Reusing Trajectories in Policy Gradients Enables Fast Convergence
Alessandro Montenegro, Federico Mansutti, Marco Mussi, Matteo Papini, Alberto Maria Metelli
TL;DR
The paper addresses the sample inefficiency of on-policy policy gradient methods by introducing RT-PG, which reuses trajectories from the most recent $\omega$ iterations through a novel power-mean corrected MIW estimator (MPM). The estimator blends fresh on-policy data with off-policy trajectories, achieves high-probability concentration, and yields a convergence rate of $\widetilde{O}(\epsilon^{-2}\omega^{-1})$ for partial reuse and $\widetilde{O}(\epsilon^{-1})$ for full reuse. Theoretical results combine martingale concentration (Freedman) with a covering argument to control target and PM biases, while experiments on MuJoCo environments validate substantial improvements in sample efficiency over strong baselines.

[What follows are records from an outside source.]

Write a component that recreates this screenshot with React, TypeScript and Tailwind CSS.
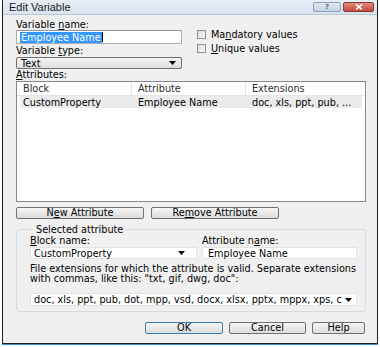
import React from "react";

function Btn({ children, className = "", primary = false }: { children: React.ReactNode; className?: string; primary?: boolean }) {
  return (
    <div
      className={`h-[12px] flex items-center justify-center rounded-[2px] border bg-gradient-to-b from-[#f6f6f6] to-[#dcdcdc] leading-[10px] text-black ${
        primary ? "border-[#3c7fb1]" : "border-[#707070]"
      } ${className}`}
    >
      {children}
    </div>
  );
}

function Arrow() {
  return (
    <svg width="7" height="4" viewBox="0 0 7 4" className="shrink-0">
      <path d="M0 0H7L3.5 4Z" fill="#000" />
    </svg>
  );
}

function CheckBox({ children }: { children: React.ReactNode }) {
  return (
    <div className="flex items-center h-[11px] leading-[11px]">
      <div className="w-[9px] h-[9px] border border-[#8e8f8f] bg-gradient-to-br from-[#dcdcdc] to-[#f8f8f8] mr-[5px]" />
      <span>{children}</span>
    </div>
  );
}

export default function App() {
  return (
    <div
      className="w-[380px] h-[347px] bg-white overflow-hidden text-[9.7px] text-black"
      style={{ fontFamily: '"DejaVu Sans", Verdana, sans-serif' }}
    >
      <div className="ml-[2px] w-[376px] h-[344px] border border-t-0 border-[#1e1e1e] bg-[#f0f0f0] flex flex-col shadow-[0_1px_0_#3a8fd6]">
        {/* Title bar */}
        <div className="h-[15px] shrink-0 flex items-center bg-gradient-to-b from-[#e8eef6] to-[#d8e2ee] border-b border-[#b9c6d6] pl-[6px] pr-[3px]">
          <span
            className="text-[11px] leading-[11px] text-[#1b1b1b]"
            style={{ fontFamily: '"Liberation Sans", Arial, sans-serif' }}
          >
            Edit Variable
          </span>
          <div className="ml-auto flex items-center gap-[2px]">
            <div className="w-[28px] h-[10px] rounded-[2px] border border-[#8ea0b8] bg-gradient-to-b from-[#dfe8f3] to-[#c4d2e3] flex items-center justify-center text-[7px] leading-[7px] font-bold text-[#5b6c84]">
              ?
            </div>
            <div className="w-[31px] h-[10px] rounded-[2px] border border-[#8a3a33] bg-gradient-to-b from-[#e08a7e] to-[#c2483a] flex items-center justify-center">
              <svg width="8" height="6" viewBox="0 0 8 6">
                <path d="M1 0.5L7 5.5M7 0.5L1 5.5" stroke="#fff" strokeWidth="1.6" />
              </svg>
            </div>
          </div>
        </div>

        {/* Content */}
        <div className="pl-[13px] pr-[11px] flex flex-col">
          <div className="flex">
            <div className="w-[166px] flex flex-col">
              <div className="mt-[4px] h-[11px] leading-[11px]">
                Variable <span className="underline">n</span>ame:
              </div>
              <div className="h-[14px] bg-white border border-[#abadb3] border-t-[#8f95a3] flex items-center pl-[3px]">
                <span className="bg-[#3399ff] text-white px-[1px] leading-[11px]">Employee Name</span>
                <span className="w-px h-[10px] bg-black" />
              </div>
              <div className="mt-[2px] h-[10px] leading-[10px]">
                Variable <span className="underline">t</span>ype:
              </div>
              <div className="mt-px h-[12px] rounded-[2px] border border-[#707070] bg-gradient-to-b from-[#f5f5f5] to-[#dedede] flex items-center pl-[4px] pr-[5px]">
                <span className="leading-[11px]">Text</span>
                <span className="ml-auto">
                  <Arrow />
                </span>
              </div>
            </div>
            <div className="ml-[15px] flex flex-col mt-[14px] gap-[3px]">
              <CheckBox>
                Ma<span className="underline">n</span>datory values
              </CheckBox>
              <CheckBox>
                <span className="underline">U</span>nique values
              </CheckBox>
            </div>
          </div>

          <div className="h-[11px] leading-[11px]">
            <span className="underline">A</span>ttributes:
          </div>

          {/* List */}
          <div className="mt-[1px] h-[121px] bg-white border border-[#828790] flex flex-col">
            <div className="h-[14px] flex items-center border-b border-[#e5e5e5] text-[#2e2e2e] leading-[11px]">
              <div className="w-[115px] pl-[6px] border-r border-[#e3e3e3] h-full flex items-center">Block</div>
              <div className="w-[114px] pl-[6px] border-r border-[#e3e3e3] h-full flex items-center">Attribute</div>
              <div className="flex-1 pl-[6px] h-full flex items-center">Extensions</div>
            </div>
            <div className="mx-[3px] h-[12px] flex items-center bg-[#ebebeb] leading-[11px] whitespace-nowrap">
              <div className="w-[112px] pl-[3px]">CustomProperty</div>
              <div className="w-[114px] pl-[6px]">Employee Name</div>
              <div className="flex-1 pl-[6px] overflow-hidden">doc, xls, ppt, pub, ...</div>
            </div>
          </div>

          <div className="mt-[5px] flex gap-[7px]">
            <Btn className="w-[128px]">
              N<span className="underline">e</span>w Attribute
            </Btn>
            <Btn className="w-[128px]">
              Re<span className="underline">m</span>ove Attribute
            </Btn>
          </div>

          {/* Selected attribute */}
          <fieldset className="mt-[5px] min-w-0 border border-[#d5dbe0] rounded-[3px] pl-[13px] pr-[8px] pb-[5px]">
            <legend className="ml-[3px] px-[3px] h-[11px] leading-[11px]">Selected attribute</legend>
            <div className="flex">
              <div className="w-[167px] flex flex-col">
                <div className="h-[11px] leading-[11px]">
                  <span className="underline">B</span>lock name:
                </div>
                <div className="mt-[1px] h-[12px] bg-white border border-[#e3e3e3] flex items-center pl-[3px] pr-[11px]">
                  <span className="leading-[11px]">CustomProperty</span>
                  <span className="ml-auto">
                    <Arrow />
                  </span>
                </div>
              </div>
              <div className="ml-[5px] flex-1 flex flex-col">
                <div className="h-[11px] leading-[11px]">
                  Attribute n<span className="underline">a</span>me:
                </div>
                <div className="mt-[1px] h-[12px] bg-white border border-[#e3e3e3] flex items-center pl-[5px]">
                  <span className="leading-[11px]">Employee Name</span>
                </div>
              </div>
            </div>
            <div className="mt-[5px] leading-[10px]">
              File extensions for which the attribute is valid. Separate extensions
              <br />
              with commas, like this: "txt, gif, dwg, doc":
            </div>
            <div className="mt-[9px] w-[327px] h-[13px] bg-white border border-[#e3e3e3] flex items-center pl-[3px] pr-[4px]">
              <span className="leading-[11px] whitespace-nowrap">
                doc, xls, ppt, pub, dot, mpp, vsd, docx, xlsx, pptx, mppx, xps, c
              </span>
              <span className="ml-auto">
                <Arrow />
              </span>
            </div>
          </fieldset>

          <div className="mt-[10px] flex">
            <Btn primary className="ml-[129px] w-[78px]">
              OK
            </Btn>
            <Btn className="ml-[6px] w-[77px]">Cancel</Btn>
            <Btn className="ml-[6px] w-[53px]">Help</Btn>
          </div>
        </div>
      </div>
    </div>
  );
}
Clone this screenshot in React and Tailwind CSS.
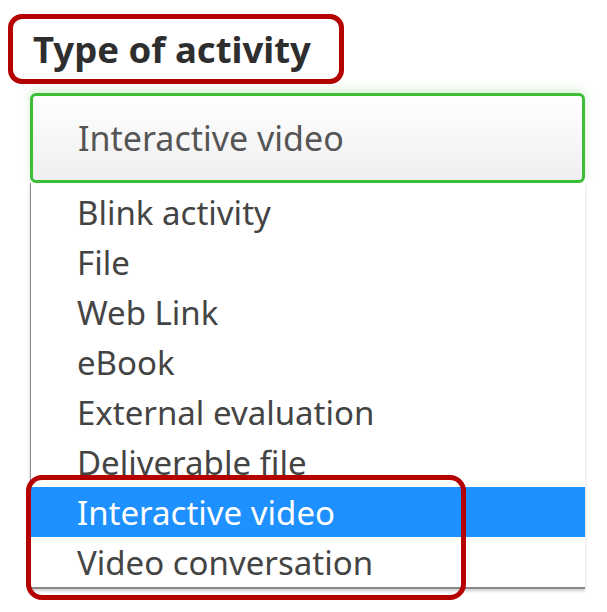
import React from 'react';

const options = [
  'Blink activity',
  'File',
  'Web Link',
  'eBook',
  'External evaluation',
  'Deliverable file',
  'Interactive video',
  'Video conversation'
];

const ActivityTypeSelect = ({ selected = 'Interactive video' }) => {
  return (
    <div className="relative pl-[8px] pt-[14px]">
      {/* Label, outlined in red */}
      <div className="w-[336px] h-[70px] border-[5px] border-[#b40000] rounded-[14px] flex items-center pl-[20px]">
        <span className="text-[36.5px] leading-none font-bold text-[#2e2e2e]">Type of activity</span>
      </div>

      {/* Select box */}
      <div className="ml-[22px] mt-[9px] w-[555px]">
        <div className="h-[90px] border-[3px] border-[#3cbf37] rounded-[6px] bg-gradient-to-b from-white to-[#efefef] shadow-[0_-4px_8px_rgba(120,200,100,0.25)] flex items-center pl-[45px]">
          <span className="text-[34px] leading-none text-[#555]">{selected}</span>
        </div>

        {/* Dropdown list */}
        <div className="border-l border-[#8a8a8a] border-b-2 border-b-[#888] bg-white pt-[4px] shadow-[0_2px_3px_rgba(0,0,0,0.2)]">
          {options?.map((option) => (
            <div
              key={option}
              className={`h-[50px] flex items-center pl-[46px] pt-[1px] text-[33px] leading-none ${
                option === selected ? 'bg-[#1e90ff] text-white' : 'text-[#444]'
              }`}
            >
              {option}
            </div>
          ))}
        </div>
      </div>

      {/* Red outline over the last two options */}
      <div className="absolute left-[26px] top-[475px] w-[440px] h-[125px] border-[5px] border-[#b40000] rounded-[16px] pointer-events-none" />
    </div>
  );
};

export default function App() {
  return (
    <div className="w-[607px] h-[612px] bg-white overflow-hidden" style={{ fontFamily: '"Noto Sans", "Open Sans", sans-serif' }}>
      <ActivityTypeSelect />
    </div>
  );
}
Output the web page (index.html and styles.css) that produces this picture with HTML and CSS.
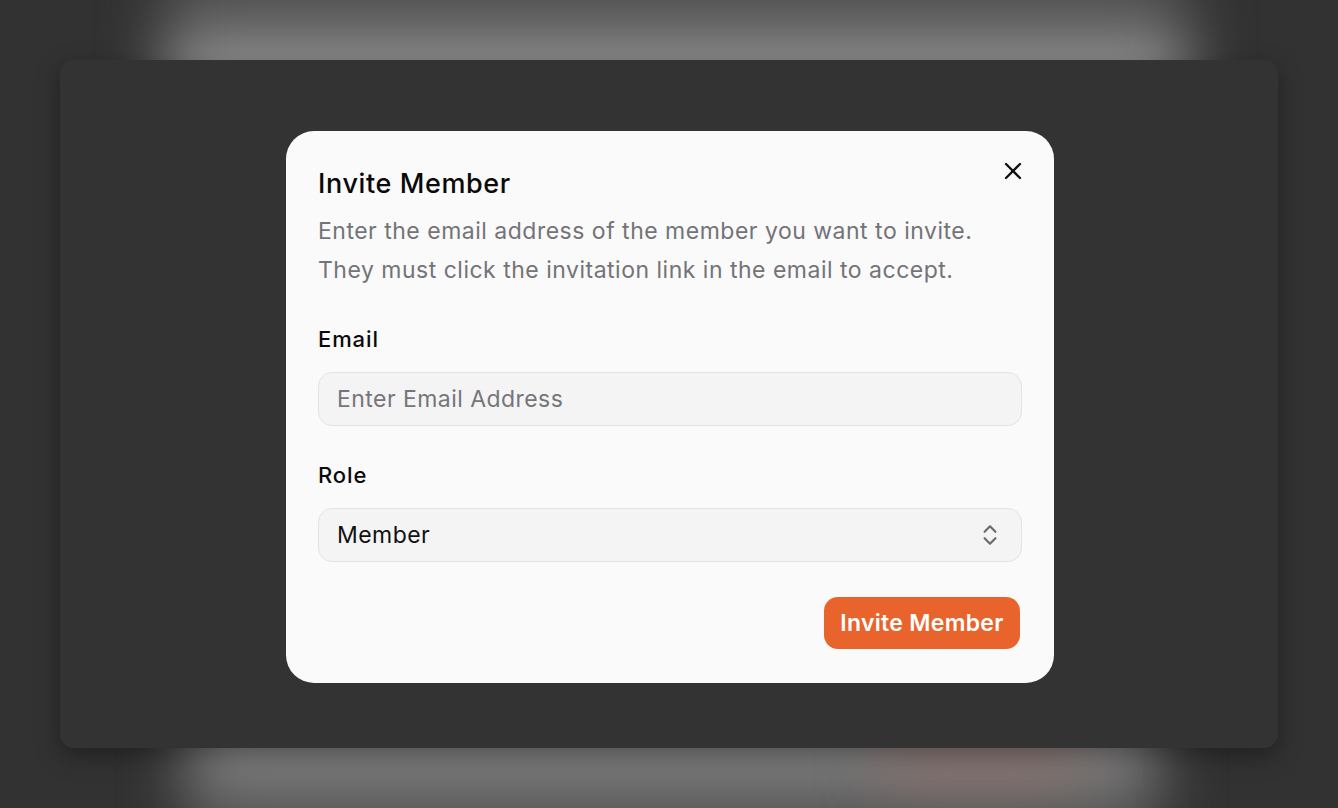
FILE: index.html
```html
<!DOCTYPE html>
<html lang="en">
<head>
<meta charset="utf-8">
<title>Invite Member</title>
<link rel="stylesheet" href="styles.css">
</head>
<body>
<div class="stage">
  <div class="glow glow-top"></div>
  <div class="glow glow-bottom"></div>
  <div class="glow glow-tint"></div>
  <div class="window">
    <div class="modal">
      <button class="close" aria-label="Close">
        <svg width="28" height="28" viewBox="0 0 24 24" fill="none" stroke="#111" stroke-width="2" stroke-linecap="round" stroke-linejoin="round"><path d="M18 6 6 18"/><path d="m6 6 12 12"/></svg>
      </button>
      <h2 class="title">Invite Member</h2>
      <p class="desc">Enter the email address of the member you want to invite.<br>They must click the invitation link in the email to accept.</p>
      <div class="field">
        <label class="label">Email</label>
        <div class="input placeholder">Enter Email Address</div>
      </div>
      <div class="field">
        <label class="label">Role</label>
        <div class="input select">
          <span>Member</span>
          <svg class="chev" width="26" height="26" viewBox="0 0 24 24" fill="none" stroke="#6b6b6b" stroke-width="2" stroke-linecap="round" stroke-linejoin="round"><path d="m7 15 5 5 5-5"/><path d="m7 9 5-5 5 5"/></svg>
        </div>
      </div>
      <div class="actions">
        <button class="primary">Invite Member</button>
      </div>
    </div>
  </div>
</div>
</body>
</html>
```
FILE: styles.css
```css
* { box-sizing: border-box; }
html, body { margin: 0; padding: 0; }
body {
  width: 1338px;
  height: 808px;
  overflow: hidden;
  background: #323232;
  font-family: Inter, "Noto Sans", "Liberation Sans", sans-serif;
}
.stage {
  position: relative;
  width: 1338px;
  height: 808px;
  padding: 60px;
  overflow: hidden;
}
.glow {
  position: absolute;
  filter: blur(30px);
}
.glow-top {
  left: 165px;
  right: 150px;
  top: -70px;
  height: 200px;
  background: linear-gradient(to bottom, #3a3a3a 0%, #5a5a5a 45%, #9a9a9a 70%, #9a9a9a 100%);
}
.glow-bottom {
  left: 185px;
  right: 180px;
  top: 690px;
  height: 200px;
  background: linear-gradient(to bottom, #8a8a8a 0%, #858585 30%, #555 65%, #3e3e3e 100%);
}
.glow-tint {
  left: 880px;
  width: 200px;
  top: 720px;
  height: 70px;
  background: rgba(150, 110, 105, 0.5);
  filter: blur(30px);
}
.window {
  position: relative;
  height: 688px;
  background: #333333;
  border-radius: 14px;
  box-shadow: 0 8px 24px rgba(0, 0, 0, 0.35);
  display: flex;
  align-items: flex-start;
  justify-content: center;
  padding-top: 71px;
}
.modal {
  position: relative;
  width: 768px;
  margin-left: 2px;
  background: #fafafa;
  border-radius: 28px;
  padding: 33px 32px 34px;
}
.close {
  position: absolute;
  top: 26px;
  right: 27px;
  width: 28px;
  height: 28px;
  padding: 0;
  border: 0;
  background: none;
  display: flex;
}
.title {
  margin: 0;
  font-size: 27px;
  line-height: 40px;
  font-weight: 500;
  color: #0a0a0a;
  letter-spacing: 0.6px;
}
.desc {
  margin: 8px 0 0;
  font-size: 23px;
  line-height: 39px;
  color: #737378;
  letter-spacing: 0.5px;
}
.field { margin-top: 34px; }
.label {
  display: block;
  font-size: 22px;
  line-height: 30px;
  font-weight: 500;
  color: #0a0a0a;
  letter-spacing: 0.9px;
}
.input {
  margin-top: 18px;
  height: 54px;
  border: 1.5px solid #e3e3e3;
  background: #f4f4f4;
  border-radius: 14px;
  padding: 0 18px;
  display: flex;
  align-items: center;
  font-size: 23px;
  color: #111;
  letter-spacing: 0.45px;
}
.placeholder { color: #75757a; }
.select { justify-content: space-between; padding-right: 21px; }
.chev { margin-right: -3px; }
.actions {
  margin-top: 35px;
  display: flex;
  justify-content: flex-end;
}
.primary {
  height: 52px;
  width: 196px;
  margin-right: 2px;
  border: 0;
  border-radius: 14px;
  background: #e9642c;
  color: #fff;
  font-family: inherit;
  font-size: 23px;
  font-weight: 600;
  letter-spacing: 0.3px;
  padding: 0;
}
```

The work demonstrates that carefully designed trajectory reuse can realize state-of-the-art rates for policy gradient methods while maintaining practical memory and computation considerations.
Abstract
Policy gradient (PG) methods are a class of effective reinforcement learning algorithms, particularly when dealing with continuous control problems. They rely on fresh on-policy data, making them sample-inefficient and requiring $O(ε^{-2})$ trajectories to reach an $ε$-approximate stationary point. A common strategy to improve efficiency is to reuse information from past iterations, such as previous gradients or trajectories, leading to off-policy PG methods. While gradient reuse has received substantial attention, leading to improved rates up to $O(ε^{-3/2})$, the reuse of past trajectories, although intuitive, remains largely unexplored from a theoretical perspective. In this work, we provide the first rigorous theoretical evidence that reusing past off-policy trajectories can significantly accelerate PG convergence. We propose RT-PG (Reusing Trajectories - Policy Gradient), a novel algorithm that leverages a power mean-corrected multiple importance weighting estimator to effectively combine on-policy and off-policy data coming from the most recent $ω$ iterations. Through a novel analysis, we prove that RT-PG achieves a sample complexity of $\widetilde{O}(ε^{-2}ω^{-1})$. When reusing all available past trajectories, this leads to a rate of $\widetilde{O}(ε^{-1})$, the best known one in the literature for PG methods. We further validate our approach empirically, demonstrating its effectiveness against baselines with state-of-the-art rates.